Even with precise calculations, several common error sources can affect accuracy:
Measurement Errors:
- Pressure Sensor Accuracy: Typical industrial sensors have ±0.5% to ±2% full-scale error
- Density Assumptions: Using standard density values when actual fluid composition varies
- Area Measurements: Pipe internal diameter may differ from nominal due to manufacturing tolerances or corrosion
- Installation Effects: Improper pressure tap location causing non-representative measurements
Fluid Property Errors:
- Non-Newtonian Fluids: Viscosity changes with shear rate (e.g., slurries, polymers)

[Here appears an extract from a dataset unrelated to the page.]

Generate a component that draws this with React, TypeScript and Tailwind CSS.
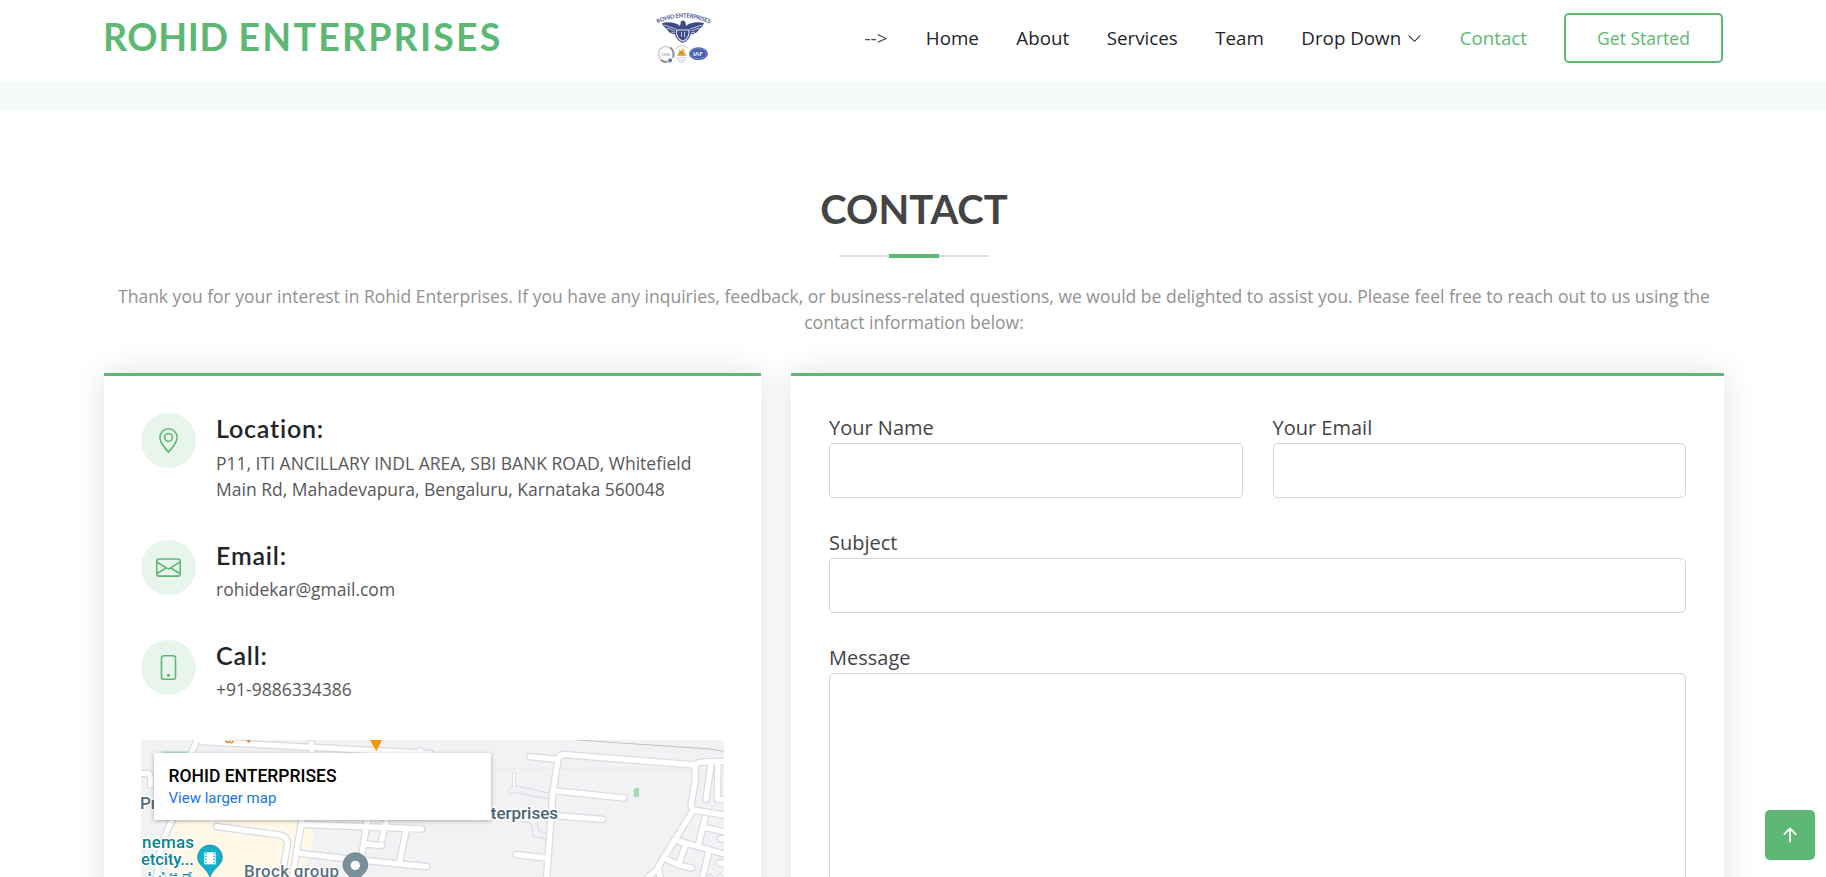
import React from "react";
import { BsGeoAlt, BsEnvelope, BsPhone, BsArrowUpShort, BsChevronDown } from "react-icons/bs";

const LINKS = ["Home", "About", "Services", "Team"];

function Logo() {
  return (
    <svg className="h-[54px] w-[60px]" viewBox="0 0 60 54">
      <path id="arc" d="M4.500 13.500 Q30 1.500 56 13.500" fill="none" />
      <text fontFamily="Lato, sans-serif" fontWeight="700" fontSize="5.8" fill="#4b588f" textLength="54">
        <textPath href="#arc">ROHID ENTERPRISES</textPath>
      </text>
      <g fill="#3a4b87">
        <path d="M9 13 C15 11.500 23 12 27 16 L28 11 L31 10.500 L32.500 12.500 L33 16 C37 12 45 11.500 51 13 C50 16 48 18 46 19 C45 22 42 24 38 24.500 L35 22 L25 22 L22 24.500 C18 24 15 22 14 19 C12 18 10 16 9 13Z" />
        <path d="M21.500 19 L38 19 C38.500 26 35 31 29.800 33 C24.500 31 21 26 21.500 19Z" />
      </g>
      <path d="M11 15 L23 19 M14 18 L22 21 M18 22L22 23 M49 15 L37 19 M46 18 L38 21 M42 22L38 23" stroke="#e3e6f0" strokeWidth=".8" />
      <path d="M23.500 20 L36 20 C36.500 26 34 29.500 29.800 31.300 C25.500 29.500 23 26 23.500 20Z" fill="none" stroke="#e6e9f3" strokeWidth="1.100" />
      <path d="M28.500 22v5M31.500 22v5" stroke="#c4cae0" strokeWidth="1" />
      <circle cx="13" cy="44" r="7.600" fill="#fbf9f9" stroke="#ded4d5" strokeWidth="1.800" />
      <path d="M8 50 a8 8 0 0 0 6 2M17 37.500a8 8 0 0 1 3.500 5v5" fill="none" stroke="#918e91" strokeWidth="2" />
      <text x="8.500" y="45.500" fontSize="3.800" fill="#999" fontFamily="Lato, sans-serif">CERL</text>
      <circle cx="17" cy="50.500" r="2" fill="#5b75b3" />
      <path d="M22.500 39Q28 33 34 38" fill="none" stroke="#d6d7de" strokeWidth="1.200" />
      <path d="M24 46 L26.500 39 L28 41.500 L30 37.500 L33.500 46Z" fill="#e6b552" />
      <path d="M26.500 45l1.800-4 2 4" stroke="#a87e40" fill="none" />
      <path d="M23 47.800h11M24 50h9M26 52h5" stroke="#c6cee3" />
      <ellipse cx="45.500" cy="43.700" rx="9.500" ry="6.400" fill="#4560ae" />
      <ellipse cx="45.500" cy="43.700" rx="8" ry="5" fill="none" stroke="#8497cf" strokeWidth=".7" />
      <text x="40" y="46" fontSize="6.300" fontWeight="700" fill="#fff" fontFamily="Lato, sans-serif">IAF</text>
    </svg>
  );
}

const LEFT_ROADS = [
  "M205 20L180 80L130 260L95 340L80 441",
  "M20 130L50 130Q62 130 62 145L62 165",
  "M215 35L900 70",
  "M545 40L545 80",
  "M738 50L738 80",
  "M870 62L872 80",
  "M515 270L488 441",
  "M260 290L450 315Q475 320 472 345L455 441",
  "M515 283L875 297",
  "M512 370L640 385L890 410",
  "M712 270L695 380",
  "M770 270L755 330",
  "M830 295L808 398",
  "M705 342L755 346",
  "M20 335L55 345",
];
const RIGHT_ROADS = [
  "M300 80L380 88",
  "M350 441L368 190L385 85Q388 72 405 74L795 105Q808 94 830 96L882 94",
  "M370 182L582 204",
  "M365 256L518 268",
  "M260 374L350 384",
  "M795 105L796 150L783 225L790 240L882 255",
  "M843 105L828 208",
  "M864 105L862 208L882 210",
  "M790 240L685 410L690 441",
  "M825 265L805 345",
  "M822 292L882 305",
  "M735 330L882 372",
  "M765 350L748 398",
  "M700 382L745 405L785 414",
  "M835 370L818 441",
  "M685 415L655 441",
  "M868 398L882 402",
  "M872 326L882 328",
];

function Roads({ paths }: { paths: string[] }) {
  return (
    <g fill="none" strokeLinecap="round" strokeLinejoin="round">
      {paths.map((d) => <path key={d} d={d} stroke="#d9dae2" strokeWidth="23" />)}
      {paths.map((d) => <path key={d} d={d} stroke="#fff" strokeWidth="16" />)}
    </g>
  );
}

function MapPanel() {
  return (
    <div className="relative h-[362px] w-full overflow-hidden bg-[#f1f2f4]">
      <svg className="block h-[160px] w-[583px]" viewBox="0 0 583 160" fontFamily="Roboto, sans-serif">
        <g transform="translate(-11 -10) scale(.33333)">
          <path d="M150 265L520 265L550 300L550 340L530 395L500 510L120 510L110 330Z" fill="#fef8e7" />
          <path d="M95 64h88v10h-88z" fill="#b9e2c5" />
          <Roads paths={LEFT_ROADS} />
          <path d="M720 30h36l-17 34z" fill="#f29900" />
          <path d="M349 30h14l-7 10z" fill="#e8891a" />
          <path d="M286 32q6 10 12 2q8 10 12-2" fill="none" stroke="#d97b18" strokeWidth="4" />
          <path d="M240 441C228 410 203 408 203 382A37 37 0 0 1 277 382C277 408 252 410 240 441Z" fill="#12b1c7" stroke="#0b8697" strokeWidth="2" />
          <path d="M223 367h34v36h-34z" fill="#fff" />
          <path d="M228 368v34M252 368v34" stroke="#12b1c7" strokeWidth="4" strokeDasharray="5 4" />
          <path d="M676 464C664 436 639 430 639 405A37 37 0 0 1 713 405C713 430 688 436 676 464Z" fill="#78909c" stroke="#607580" strokeWidth="2" />
          <circle cx="676" cy="406" r="14" fill="#fff" />
        </g>
        <g transform="translate(289 -10) scale(.33333)">
          <path d="M440 30L840 57L882 64" fill="none" stroke="#bfc1c5" strokeWidth="3" />
          <path d="M180 115H882" stroke="#e5e7ea" strokeWidth="2" />
          <g fill="none" stroke="#d9dae2" strokeWidth="3">
            <path d="M360 190L260 168Q238 165 235 185Q240 195 250 186L360 208" />
            <path d="M270 274L303 280L310 320L350 326M322 275L326 305L350 308" />
            <path d="M830 441q10-15 20 0M860 441q10-15 20 0" />
          </g>
          <path d="M252 130v36" stroke="#d9dae2" strokeWidth="11" strokeLinecap="round" />
          <path d="M252 130v38" stroke="#fff" strokeWidth="6" strokeLinecap="round" />
          <Roads paths={RIGHT_ROADS} />
          <path d="M616 174h11v27h-16v-20z" fill="#a8dab5" />
        </g>
        <g fontWeight="500" fontSize="17" stroke="#fff" strokeWidth="3" paintOrder="stroke" strokeLinejoin="round">
          <text x="-1" y="69" fill="#536b78">Pr</text>
          <text x="417" y="79" textAnchor="end" fill="#4a6572">Rohid Enterprises</text>
          <text x="1" y="107.500" fill="#0d8490" textLength="52">nemas</text>
          <text x="0" y="125" fill="#0d8490" textLength="53">etcity...</text>
          <text x="6" y="140" fontSize="13" fill="#0d8490" textLength="46">ಸಿವಿಆರ್</text>
          <text x="103" y="137" fill="#5a7180" textLength="95">Brock group</text>
        </g>
      </svg>
      <div className="absolute left-[13px] top-[13px] h-[67px] w-[337px] rounded-[2px] bg-white pl-[14.500px] pt-[12px] font-[Roboto] shadow-[0_1px_4px_rgba(0,0,0,0.3)]">
        <p className="text-[17.500px] font-medium leading-[22px] text-black">ROHID ENTERPRISES</p>
        <p className="text-[15px] leading-[22px] text-[#1a73e8]">View larger map</p>
      </div>
    </div>
  );
}

function InfoRow({ icon, title, className, children }: { icon: React.ReactNode; title: string; className: string; children: React.ReactNode }) {
  return (
    <div className={`flex ${className}`}>
      <div className="flex size-[55px] shrink-0 items-center justify-center rounded-full bg-[#e8f5ec] text-[25px] text-[#5cb874]">{icon}</div>
      <div className="pl-5">
        <h4 className="text-[25px] font-semibold leading-[30px] tracking-[0.8px] text-[#212529] font-[Lato]">{title}</h4>
        {children}
      </div>
    </div>
  );
}

function Field({ label, area }: { label: string; area?: boolean }) {
  return (
    <label className="block text-[20px] leading-[30px] text-[#444444]">
      {label}
      {area ? (
        <textarea className="block h-[310px] w-full resize-none rounded-[5px] border border-[#ced4da] bg-white" />
      ) : (
        <input className="block h-[55px] w-full rounded-[5px] border border-[#ced4da] bg-white px-3" />
      )}
    </label>
  );
}

export default function App() {
  return (
    <div className="relative h-[877px] overflow-hidden bg-white font-['Open_Sans',sans-serif] text-[#444444]">
      <header className="flex h-[82px] items-start justify-between pl-[103px] pr-[103px]">
        <div className="flex">
          <h1 className="mt-[14px] flex w-[550px] gap-[10px] whitespace-nowrap font-[Lato] text-[37.500px] font-bold leading-[46px] text-[#5cb874]">
            <span className="tracking-[0.6px]">ROHID</span>{" "}
            <span className="tracking-[2.2px]">ENTERPRISES</span>
          </h1>
          <div className="mt-[10px]"><Logo /></div>
        </div>
        <nav className="mt-[13px] flex h-[50px] items-center whitespace-nowrap text-[18.750px] text-[#212529]">
          <span className="mr-px text-[#444444]">--&gt;</span>
          {LINKS.map((l) => <a key={l} className="ml-[37.500px]">{l}</a>)}
          <a className="ml-[37.500px] flex items-center gap-[6px]">Drop Down <BsChevronDown className="size-[15px]" /></a>
          <a className="ml-[37.500px] text-[#5cb874]">Contact</a>
          <a className="ml-[37px] flex h-[50px] w-[159px] items-center justify-center rounded-[5px] border-2 border-[#5cb874] text-[17.500px] text-[#5cb874]">Get Started</a>
        </nav>
      </header>
      <div className="h-[28px] bg-[#f6fbf7]" />
      <main className="flex flex-col items-center pl-[2px]">
        <h2 className="mt-[75px] h-[69px] font-[Lato] text-[40px] font-bold leading-[48px]">CONTACT</h2>
        <div className="flex h-1 w-[150px] items-center bg-[linear-gradient(#dddddd,#dddddd)] bg-[length:100%_2px] bg-center bg-no-repeat">
          <div className="mx-auto h-1 w-[50px] bg-[#5cb874]" />
        </div>
        <p className="mt-[25px] text-center text-[17.500px] leading-[26.250px] text-[#919191]">
          Thank you for your interest in Rohid Enterprises. If you have any inquiries, feedback, or business-related questions, we would be delighted to assist you. Please feel free to reach out to us using the<br />contact information below:
        </p>
        <div className="mt-[37px] flex w-[1620px] gap-[30px]">
          <section className="h-[740px] w-[657px] border-t-[3px] border-[#5cb874] bg-white px-[37px] pt-[37px] shadow-[0_0_30px_rgba(0,0,0,0.12)]">
            <InfoRow icon={<BsGeoAlt />} title="Location:" className="h-[127px]">
              <p className="mt-[7px] whitespace-nowrap text-[17.500px] leading-[26.250px] text-[#585858]">
                P11, ITI ANCILLARY INDL AREA, SBI BANK ROAD, Whitefield<br />Main Rd, Mahadevapura, Bengaluru, Karnataka 560048
              </p>
            </InfoRow>
            <InfoRow icon={<BsEnvelope />} title="Email:" className="h-[100px]">
              <p className="mt-[6px] text-[17.500px] leading-[26.250px] text-[#585858]">rohidekar@gmail.com</p>
            </InfoRow>
            <InfoRow icon={<BsPhone />} title="Call:" className="h-[100px]">
              <p className="mt-[6px] text-[17.500px] leading-[26.250px] text-[#585858]">+91-9886334386</p>
            </InfoRow>
            <MapPanel />
          </section>
          <section className="flex h-[740px] w-[933px] flex-col gap-[30px] border-t-[3px] border-[#5cb874] bg-white px-[38px] pt-[37px] shadow-[0_0_30px_rgba(0,0,0,0.12)]">
            <div className="grid grid-cols-2 gap-[30px]">
              <Field label="Your Name" />
              <Field label="Your Email" />
            </div>
            <Field label="Subject" />
            <Field label="Message" area />
          </section>
        </div>
      </main>
      <button className="absolute left-[1765px] top-[810px] flex size-[50px] items-center justify-center rounded-[5px] bg-[#5cb874] text-white">
        <BsArrowUpShort className="size-[30px]" />
      </button>
    </div>
  );
}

- Two-Phase Flow: Presence of bubbles in liquids or droplets in gases
- Compressibility: Applying incompressible flow equations to high-speed gases
- Temperature Gradients: Uneven heating causing density variations across the flow
Systematic Errors:
- Flow Profile Assumptions: Assuming uniform velocity when profile is actually parabolic (laminar) or turbulent
- Entrance Effects: Ignoring flow development length (typically 10-20 pipe diameters)
- Pulsating Flow: Using steady-state equations for pulsating systems
- Leakage: Unaccounted losses in the system affecting pressure measurements
Error Mitigation Strategies:
- Calibrate sensors against NIST-traceable standards annually
- Use redundant measurements (multiple pressure taps) and average results
- Implement temperature compensation for density calculations
- Conduct periodic system audits to check for leaks or blockages
- Validate calculations with alternative measurement methods (e.g., ultrasonic flow meters)
Accuracy Target: With proper techniques, industrial flow measurements can achieve ±1% accuracy. Laboratory setups under controlled conditions can reach ±0.25%.